In the workplace, perceived exertion and the fatigue a person experiences can be a greater indicator of musculoskeletal stress than the actual handling of the objective load (Borg, 1998). It is insufficient to just measure the weight of a load because it does not account for the difficulty of the task being performed (i.e., if the worker has to lift in an asymmetric position) or the capacity of the individual.
In the work environment, the RPE scale is most often used to assess job tasks where the nature of the work is mainly physical. If a job task involves a combination of mental concentration and physical effort, then the CR10 scale is most appropriate for use in assessing perceived exertion.

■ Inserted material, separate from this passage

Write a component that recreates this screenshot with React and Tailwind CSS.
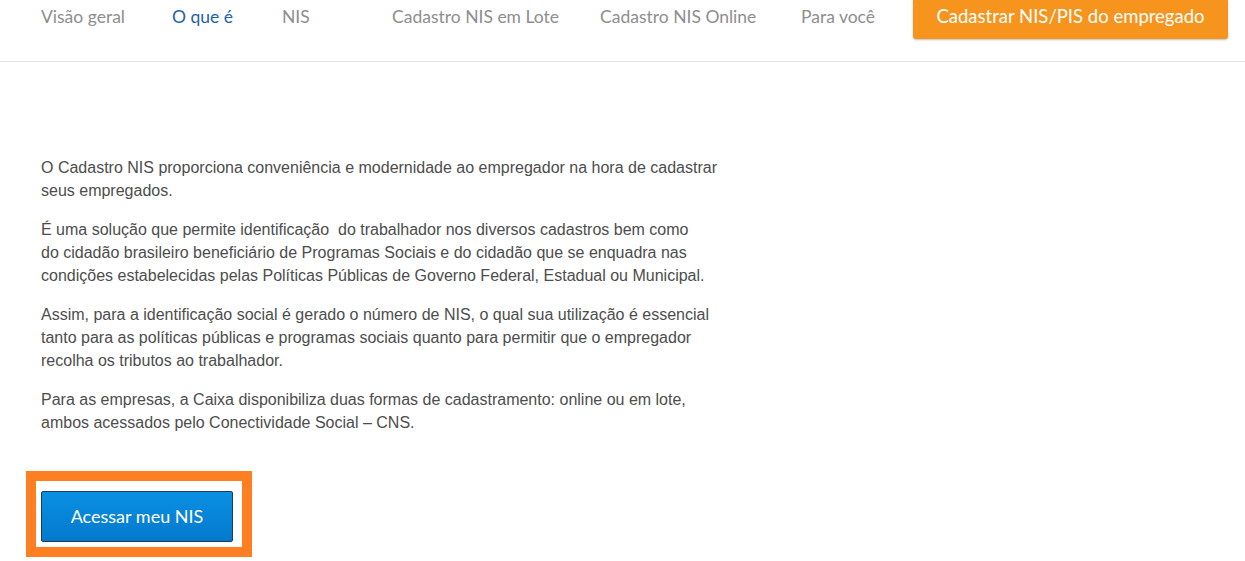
const NAV = [
  { label: 'Visão geral', w: 'w-[131px]' },
  { label: 'O que é', w: 'w-[110px]', active: true },
  { label: 'NIS', w: 'w-[110px]' },
  { label: 'Cadastro NIS em Lote', w: 'w-[208px]' },
  { label: 'Cadastro NIS Online', w: 'w-[201px]' },
  { label: 'Para você', w: 'w-[112px]' },
];

export default function App() {
  return (
    <div className="min-h-[561px] bg-white" style={{ fontFamily: '"Liberation Sans", Arial, sans-serif' }}>
      {/* Top navigation */}
      <header className="h-[62px] border-b border-[#dfe5e5] flex items-start pl-[41px]">
        <nav className="flex items-start font-['Lato',sans-serif] text-[17.5px]">
          {NAV.map((item) => (
            <a
              key={item.label}
              className={`${item.w} shrink-0 pt-[4px] leading-[26px] ${item.active ? 'text-[#1f5fae]' : 'text-[#8e8e8e]'}`}
            >
              {item.label}
            </a>
          ))}
        </nav>
        <button className="w-[315px] h-[39px] shrink-0 bg-[#f7941d] text-white text-[18.5px] font-['Lato',sans-serif] rounded-b-[3px] shadow-[0_1px_2px_rgba(0,0,0,0.25)] pb-[5px]">
          Cadastrar NIS/PIS do empregado
        </button>
      </header>

      {/* Content */}
      <main className="pt-[94px]">
        <div className="pl-[41px] text-[16px] leading-[23px] text-[#4d4d4d]">
          <p className="mb-[16px]">
            O Cadastro NIS proporciona conveniência e modernidade ao empregador na hora de cadastrar<br />
            seus empregados.
          </p>
          <p className="mb-[16px]">
            É uma solução que permite identificação&nbsp; do trabalhador nos diversos cadastros bem como<br />
            do cidadão brasileiro beneficiário de Programas Sociais e do cidadão que se enquadra nas<br />
            condições estabelecidas pelas Políticas Públicas de Governo Federal, Estadual ou Municipal.
          </p>
          <p className="mb-[16px]">
            Assim, para a identificação social é gerado o número de NIS, o qual sua utilização é essencial<br />
            tanto para as políticas públicas e programas sociais quanto para permitir que o empregador<br />
            recolha os tributos ao trabalhador.
          </p>
          <p>
            Para as empresas, a Caixa disponibiliza duas formas de cadastramento: online ou em lote,<br />
            ambos acessados pelo Conectividade Social – CNS.
          </p>
        </div>

        {/* Highlighted action */}
        <div className="ml-[26px] mt-[37px] inline-block border-[10px] border-[#fd7f22] pt-[10px] pl-[5px] pr-[9px] pb-[5px]">
          <button className="block w-[192px] h-[51px] rounded-[2px] border border-[#1d3b5e] bg-gradient-to-b from-[#0a90e4] to-[#0479cc] text-white text-[18px] font-['Lato',sans-serif]">
            Acessar meu NIS
          </button>
        </div>
      </main>
    </div>
  );
}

Snook indirectly used a version of the RPE scale in the development of the Snook's Tables (www.ekginc.com/snook.htm). In his experiment, Snook instructed the participants to adjust the weight of the load so that they were able to lift all day, as hard as they could on an incentive basis. Specifically, Snook instructed the participants to lift "without straining or becoming unusually tired, weak, out of breath, or overheated". Snook allowed the participants to adjust their weights because "Only the individual worker can sense the various strains associated with manual handling tasks; only the individual worker can integrate the sensory inputs into one meaningful response". In other words, individuals are the best judges of their own exertions.
A study done by Legg (1985) investigated the effects of individual differences and rate of perceived exertion. The results of Legg's study show that "maximal aerobic capacity demand, body weight, training, sex, age, and genetic make-up are all factors influencing the ability of a worker in any job" (Legg, 1985). In effect, this may account for the apparent differences in RPE among individuals.